begin Supplied information

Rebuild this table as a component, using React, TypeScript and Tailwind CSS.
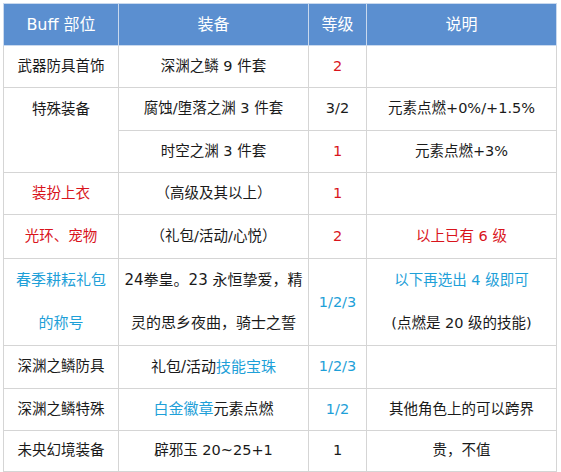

end Supplied information
begin Supplied information

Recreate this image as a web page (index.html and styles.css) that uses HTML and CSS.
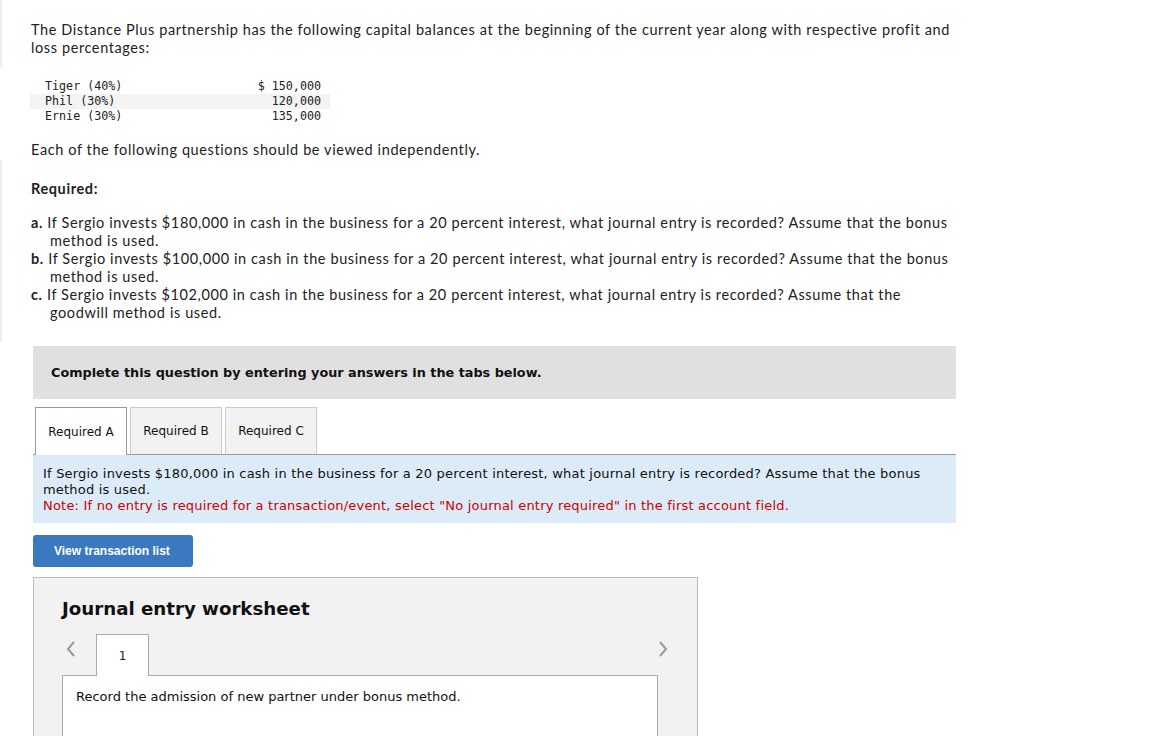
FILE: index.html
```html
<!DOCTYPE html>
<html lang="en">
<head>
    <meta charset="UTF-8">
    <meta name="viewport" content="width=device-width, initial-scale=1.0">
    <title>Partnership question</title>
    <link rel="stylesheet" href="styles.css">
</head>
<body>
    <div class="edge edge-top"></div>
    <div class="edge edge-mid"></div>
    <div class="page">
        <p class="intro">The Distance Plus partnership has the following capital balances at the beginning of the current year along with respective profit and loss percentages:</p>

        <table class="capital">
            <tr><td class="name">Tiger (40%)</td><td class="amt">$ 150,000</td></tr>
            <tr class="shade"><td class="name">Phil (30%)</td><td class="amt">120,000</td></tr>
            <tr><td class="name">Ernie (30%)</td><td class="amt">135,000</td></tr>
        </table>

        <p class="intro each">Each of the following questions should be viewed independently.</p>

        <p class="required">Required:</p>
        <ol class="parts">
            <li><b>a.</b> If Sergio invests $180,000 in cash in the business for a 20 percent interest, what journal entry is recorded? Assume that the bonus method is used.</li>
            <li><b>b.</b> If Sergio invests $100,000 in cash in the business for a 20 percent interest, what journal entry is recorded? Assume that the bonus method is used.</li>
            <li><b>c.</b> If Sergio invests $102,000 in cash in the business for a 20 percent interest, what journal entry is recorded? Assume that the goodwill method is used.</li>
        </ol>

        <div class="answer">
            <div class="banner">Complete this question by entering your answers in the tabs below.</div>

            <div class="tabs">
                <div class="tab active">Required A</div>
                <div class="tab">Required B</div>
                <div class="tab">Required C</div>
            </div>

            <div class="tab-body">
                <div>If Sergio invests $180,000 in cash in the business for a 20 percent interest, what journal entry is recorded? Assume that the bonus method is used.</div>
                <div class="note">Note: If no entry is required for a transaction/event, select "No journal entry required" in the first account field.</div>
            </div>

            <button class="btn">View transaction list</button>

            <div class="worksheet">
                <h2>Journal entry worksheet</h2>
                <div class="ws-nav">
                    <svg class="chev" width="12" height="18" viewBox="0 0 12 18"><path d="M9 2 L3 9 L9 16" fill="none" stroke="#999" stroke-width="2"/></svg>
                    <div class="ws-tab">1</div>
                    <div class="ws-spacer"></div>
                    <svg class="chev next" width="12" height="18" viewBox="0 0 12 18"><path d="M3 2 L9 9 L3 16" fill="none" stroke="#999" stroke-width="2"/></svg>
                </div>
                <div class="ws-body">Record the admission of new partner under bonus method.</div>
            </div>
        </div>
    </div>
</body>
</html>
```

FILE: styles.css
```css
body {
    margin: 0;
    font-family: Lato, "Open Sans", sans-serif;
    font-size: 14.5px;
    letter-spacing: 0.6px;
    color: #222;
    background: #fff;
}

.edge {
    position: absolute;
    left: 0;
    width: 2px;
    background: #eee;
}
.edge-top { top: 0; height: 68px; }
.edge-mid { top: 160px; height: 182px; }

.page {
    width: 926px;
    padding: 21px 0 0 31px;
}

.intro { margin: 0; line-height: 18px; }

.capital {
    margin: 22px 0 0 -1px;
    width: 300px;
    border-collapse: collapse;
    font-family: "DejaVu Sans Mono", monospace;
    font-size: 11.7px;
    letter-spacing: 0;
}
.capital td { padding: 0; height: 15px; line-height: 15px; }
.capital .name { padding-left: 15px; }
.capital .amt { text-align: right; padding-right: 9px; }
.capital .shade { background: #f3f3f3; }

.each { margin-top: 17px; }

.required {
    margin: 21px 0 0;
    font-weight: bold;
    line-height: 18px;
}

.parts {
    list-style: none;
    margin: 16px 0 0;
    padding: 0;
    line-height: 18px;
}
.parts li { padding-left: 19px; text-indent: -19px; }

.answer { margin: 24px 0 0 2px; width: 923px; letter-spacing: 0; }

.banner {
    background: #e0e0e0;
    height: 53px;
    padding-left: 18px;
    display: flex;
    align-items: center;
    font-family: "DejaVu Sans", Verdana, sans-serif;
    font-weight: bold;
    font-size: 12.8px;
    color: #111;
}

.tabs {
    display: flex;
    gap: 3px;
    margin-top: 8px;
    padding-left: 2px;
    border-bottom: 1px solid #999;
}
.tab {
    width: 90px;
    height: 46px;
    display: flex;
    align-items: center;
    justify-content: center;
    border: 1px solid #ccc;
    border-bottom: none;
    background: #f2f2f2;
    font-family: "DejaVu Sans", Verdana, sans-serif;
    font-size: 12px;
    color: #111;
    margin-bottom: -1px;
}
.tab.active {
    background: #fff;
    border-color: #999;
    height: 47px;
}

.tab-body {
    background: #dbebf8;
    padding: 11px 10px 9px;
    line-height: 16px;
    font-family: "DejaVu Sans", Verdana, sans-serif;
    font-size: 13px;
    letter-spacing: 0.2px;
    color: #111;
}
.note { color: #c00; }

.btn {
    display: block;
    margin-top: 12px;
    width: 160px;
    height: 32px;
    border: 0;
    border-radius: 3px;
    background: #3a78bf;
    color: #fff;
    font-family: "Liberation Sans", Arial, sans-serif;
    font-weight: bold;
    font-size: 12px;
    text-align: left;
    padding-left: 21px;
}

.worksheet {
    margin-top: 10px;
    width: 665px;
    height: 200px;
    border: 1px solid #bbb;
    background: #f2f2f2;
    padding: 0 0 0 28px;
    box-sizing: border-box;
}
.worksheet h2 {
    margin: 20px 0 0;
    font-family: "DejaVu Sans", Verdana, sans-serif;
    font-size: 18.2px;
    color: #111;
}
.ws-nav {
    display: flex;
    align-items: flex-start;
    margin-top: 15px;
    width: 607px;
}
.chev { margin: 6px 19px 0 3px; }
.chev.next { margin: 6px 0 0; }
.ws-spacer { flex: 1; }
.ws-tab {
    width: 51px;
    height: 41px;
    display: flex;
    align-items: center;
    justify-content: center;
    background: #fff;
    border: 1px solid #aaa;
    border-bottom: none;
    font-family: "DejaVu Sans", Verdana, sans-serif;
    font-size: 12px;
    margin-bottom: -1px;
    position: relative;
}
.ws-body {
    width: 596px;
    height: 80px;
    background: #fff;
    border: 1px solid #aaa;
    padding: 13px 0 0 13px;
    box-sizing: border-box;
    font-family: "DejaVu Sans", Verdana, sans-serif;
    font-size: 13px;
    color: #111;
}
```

end Supplied information
begin Supplied information

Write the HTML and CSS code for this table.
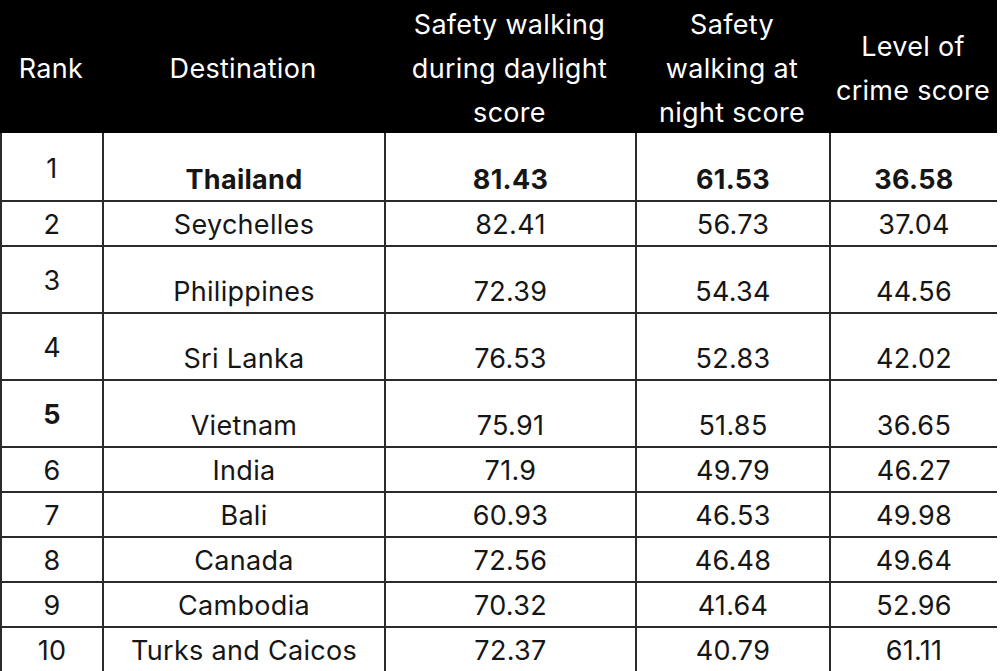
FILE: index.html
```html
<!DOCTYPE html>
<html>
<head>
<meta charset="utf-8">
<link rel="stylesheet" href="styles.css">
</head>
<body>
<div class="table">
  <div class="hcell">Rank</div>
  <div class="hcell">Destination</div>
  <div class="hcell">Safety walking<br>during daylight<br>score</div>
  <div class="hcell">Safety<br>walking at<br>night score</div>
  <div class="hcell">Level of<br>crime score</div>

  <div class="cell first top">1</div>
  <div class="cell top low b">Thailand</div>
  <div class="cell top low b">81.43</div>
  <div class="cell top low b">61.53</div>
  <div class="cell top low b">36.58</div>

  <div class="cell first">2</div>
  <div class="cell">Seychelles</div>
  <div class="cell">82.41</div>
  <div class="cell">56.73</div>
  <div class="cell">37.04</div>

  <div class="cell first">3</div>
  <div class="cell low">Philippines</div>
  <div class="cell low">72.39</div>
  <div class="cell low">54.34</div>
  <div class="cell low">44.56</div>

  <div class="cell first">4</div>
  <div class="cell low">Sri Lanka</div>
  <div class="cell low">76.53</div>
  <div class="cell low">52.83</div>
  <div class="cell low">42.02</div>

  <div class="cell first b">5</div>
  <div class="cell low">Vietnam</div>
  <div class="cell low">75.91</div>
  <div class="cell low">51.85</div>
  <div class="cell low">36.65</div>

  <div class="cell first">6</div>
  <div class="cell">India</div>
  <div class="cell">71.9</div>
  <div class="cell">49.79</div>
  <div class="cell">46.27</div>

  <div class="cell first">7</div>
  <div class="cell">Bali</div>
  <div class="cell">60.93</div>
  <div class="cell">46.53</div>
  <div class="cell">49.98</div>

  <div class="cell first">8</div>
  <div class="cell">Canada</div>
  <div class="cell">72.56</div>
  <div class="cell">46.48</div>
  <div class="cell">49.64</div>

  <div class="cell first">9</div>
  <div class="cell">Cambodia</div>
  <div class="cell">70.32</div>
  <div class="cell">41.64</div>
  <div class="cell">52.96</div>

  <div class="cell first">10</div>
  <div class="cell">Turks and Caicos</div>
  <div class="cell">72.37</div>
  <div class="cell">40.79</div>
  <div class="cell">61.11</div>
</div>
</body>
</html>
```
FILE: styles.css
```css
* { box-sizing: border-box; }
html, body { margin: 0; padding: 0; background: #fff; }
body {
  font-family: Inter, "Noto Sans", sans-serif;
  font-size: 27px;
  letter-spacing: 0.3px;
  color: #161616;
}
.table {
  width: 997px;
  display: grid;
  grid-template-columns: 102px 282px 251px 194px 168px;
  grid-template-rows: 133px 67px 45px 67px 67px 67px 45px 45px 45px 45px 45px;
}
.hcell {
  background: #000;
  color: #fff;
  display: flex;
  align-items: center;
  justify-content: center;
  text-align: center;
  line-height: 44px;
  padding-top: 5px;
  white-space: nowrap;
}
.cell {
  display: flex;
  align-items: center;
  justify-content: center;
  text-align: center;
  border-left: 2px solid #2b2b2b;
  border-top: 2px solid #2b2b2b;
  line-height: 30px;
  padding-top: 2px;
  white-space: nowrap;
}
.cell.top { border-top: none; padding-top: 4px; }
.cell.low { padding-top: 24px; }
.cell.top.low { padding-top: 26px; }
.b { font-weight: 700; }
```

end Supplied information

Task to complete
Find how many lines of the material carry the string "this". Only the number should be in the answer.

Written answer
4